Adobe's Firefly, the generative AI engine integrated across the Creative Cloud suite, has already transformed visual workflows for millions. Initially celebrated for its ability to generate commercially-safe images, vectors, and text effects from simple text prompts, Firefly established itself as a co-pilot for designers and artists. It's the AI assistant living right inside Photoshop and Illustrator, trained on Adobe's vast library of stock imagery to ensure creators can use its output without copyright headaches. Until now, its senses have been purely visual, interpreting words to create pictures.

That all changes with the groundbreaking introduction of AI-powered sound effect generation. But this isn't just another text-to-audio model. Adobe's new feature allows users to provide their own audio cues as a prompt. Imagine you need a sci-fi "whoosh" for a video transition. Instead of typing "fast futuristic whoosh sound," you can now simply record yourself making a whoosh sound with your mouth. Firefly's AI analyzes the sonic characteristics of your input—the pitch, tempo, and texture—and generates a polished, high-fidelity, and completely unique sound effect based on it. This new capability fundamentally alters the creative process, making it more intuitive, personal, and immediate.
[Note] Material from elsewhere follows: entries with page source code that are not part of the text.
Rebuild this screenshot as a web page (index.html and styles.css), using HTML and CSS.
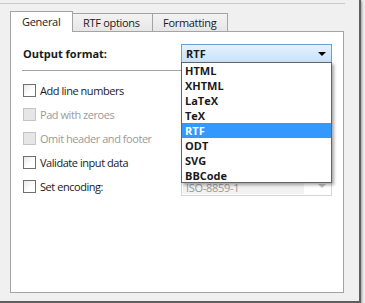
FILE: index.html
```html
<!DOCTYPE html>
<html lang="en">
<head>
    <meta charset="UTF-8">
    <meta name="viewport" content="width=device-width, initial-scale=1.0">
    <title>Options</title>
    <link rel="stylesheet" href="styles.css">
</head>
<body>
    <div class="window">
        <div class="top-rule"></div>
        <div class="dialog">
            <div class="tabs">
                <div class="tab active">General</div>
                <div class="tab">RTF options</div>
                <div class="tab">Formatting</div>
            </div>
            <div class="panel">
                <div class="format-row">
                    <div class="field-label">Output format:</div>
                    <div class="combo-wrap">
                        <div class="combo open">
                            <span>RTF</span>
                            <span class="arrow"></span>
                        </div>
                        <!-- opened list -->
                        <ul class="combo-list">
                            <li>HTML</li>
                            <li>XHTML</li>
                            <li>LaTeX</li>
                            <li>TeX</li>
                            <li class="selected">RTF</li>
                            <li>ODT</li>
                            <li>SVG</li>
                            <li>BBCode</li>
                        </ul>
                    </div>
                </div>
                <div class="separator"></div>
                <div class="check-row">
                    <span class="box"></span>
                    <span class="check-label">Add line numbers</span>
                </div>
                <div class="check-row disabled">
                    <span class="box"></span>
                    <span class="check-label">Pad with zeroes</span>
                </div>
                <div class="check-row disabled">
                    <span class="box"></span>
                    <span class="check-label">Omit header and footer</span>
                </div>
                <div class="check-row">
                    <span class="box"></span>
                    <span class="check-label">Validate input data</span>
                </div>
                <div class="check-row">
                    <div class="check-cell">
                        <span class="box"></span>
                        <span class="check-label">Set encoding:</span>
                    </div>
                    <div class="combo disabled">
                        <span class="combo-text">ISO-8859-1</span>
                        <span class="arrow"></span>
                    </div>
                </div>
            </div>
        </div>
    </div>
</body>
</html>
```

FILE: styles.css
```css
body {
    margin: 0;
    background: #ededed;
    font-family: "Open Sans", "Noto Sans", Arial, sans-serif;
    font-size: 11px;
    color: #1a1a1a;
}
.window {
    width: 359px;
    height: 298px;
    background: #f0f0f0;
    border-right: 2px solid #5e5e5e;
    border-bottom: 2px solid #5e5e5e;
    box-shadow: 1px 1px 2px rgba(0, 0, 0, 0.35);
    padding-top: 3px;
}
.top-rule {
    width: 345px;
    height: 1px;
    background: #c9c9c9;
}
.dialog {
    padding: 7px 0 0 10px;
}
.tabs {
    display: flex;
    align-items: flex-end;
    height: 20px;
}
.tab {
    box-sizing: border-box;
    height: 18px;
    line-height: 17px;
    padding-left: 10px;
    white-space: nowrap;
    letter-spacing: -0.3px;
    border: 1px solid #a4a4a4;
    border-bottom: none;
    border-left: none;
    background: linear-gradient(#f3f3f3, #e6e6e6);
}
.tab.active {
    height: 21px;
    line-height: 20px;
    margin-bottom: -1px;
    padding-left: 11px;
    border-left: 1px solid #a4a4a4;
    background: #fff;
    position: relative;
    z-index: 1;
    width: 63px;
}
.tab:nth-child(2) {
    width: 80px;
}
.tab:nth-child(3) {
    width: 75px;
}
.panel {
    box-sizing: border-box;
    width: 334px;
    height: 262px;
    background: #fff;
    border: 1px solid #a4a4a4;
    padding: 12px 11px 0 11px;
}
.format-row {
    display: flex;
    align-items: center;
    height: 19px;
}
.field-label {
    width: 159px;
    font-weight: bold;
    padding-left: 1px;
}
.combo-wrap {
    position: relative;
}
.combo {
    box-sizing: border-box;
    width: 151px;
    height: 19px;
    display: flex;
    align-items: center;
    justify-content: space-between;
    padding: 0 5px 0 4px;
}
.combo.open {
    border: 1px solid #6f9fd3;
    background: linear-gradient(#e4f1fd, #c9e2fa);
    font-weight: bold;
}
.arrow {
    width: 0;
    height: 0;
    border-left: 4px solid transparent;
    border-right: 4px solid transparent;
    border-top: 4px solid #000;
}
.combo.disabled {
    border: 1px solid #d5d5d5;
    padding: 1px 5px 1px 1px;
    color: #9a9a9a;
    letter-spacing: -0.3px;
}
.combo.disabled .combo-text {
    flex: 1;
    align-self: stretch;
    background: #f2f2f2;
    padding-left: 3px;
    line-height: 17px;
    margin-right: 14px;
}
.combo.disabled .arrow {
    border-top-color: #c2c2c2;
}
.combo-list {
    position: absolute;
    top: 18px;
    left: 0;
    z-index: 2;
    box-sizing: border-box;
    width: 151px;
    height: 121px;
    margin: 0;
    padding: 0;
    list-style: none;
    background: #fff;
    border: 1px solid #646464;
    box-shadow: 2px 2px 3px rgba(0, 0, 0, 0.35);
    font-weight: bold;
}
.combo-list li {
    height: 15px;
    line-height: 15px;
    padding-left: 3px;
}
.combo-list li.selected {
    background: #3399ff;
    color: #fff;
}
.separator {
    height: 1px;
    margin-top: 7px;
    background: #a4a4a4;
}
.check-row {
    display: flex;
    align-items: center;
    height: 24px;
}
.separator + .check-row {
    margin-top: 7px;
}
.check-cell {
    display: flex;
    align-items: center;
    width: 159px;
}
.check-label {
    letter-spacing: -0.45px;
}
.box {
    box-sizing: border-box;
    width: 13px;
    height: 13px;
    margin: 0 4px 0 1px;
    border: 1px solid #707070;
    background: linear-gradient(135deg, #e8e8e8, #fff 60%);
}
.check-row.disabled .box {
    border-color: #c4c4c4;
    background: #e6e6e6;
}
.check-row.disabled .check-label {
    color: #9a9a9a;
}
```
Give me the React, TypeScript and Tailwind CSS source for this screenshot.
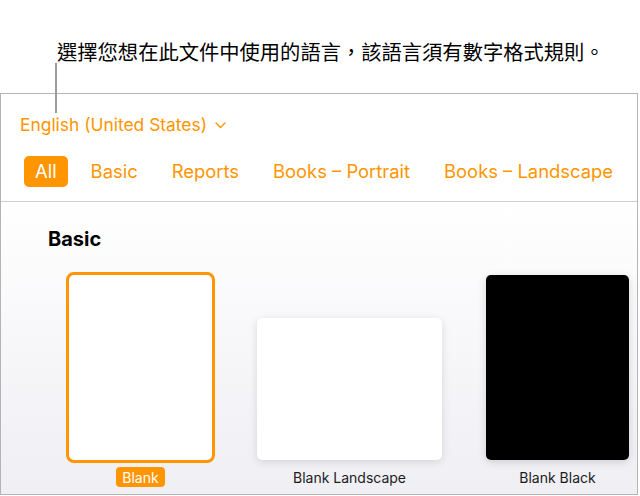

The implications for creators are immense. Video editors, podcasters, game developers, and social media managers can now craft bespoke audio without needing foley artists or spending hours sifting through stock sound libraries. This feature democratizes professional-grade sound design, placing a powerful tool directly into the hands of a broader creative community. It drastically accelerates workflows, allowing creators to maintain their creative momentum by generating the exact sound they envision in seconds. By teaching its AI to listen, not just read, Adobe isn't just adding a feature; it's pushing the entire industry toward a more intuitive, multimodal future for generative AI, where our natural expressions become the prompts for digital creation.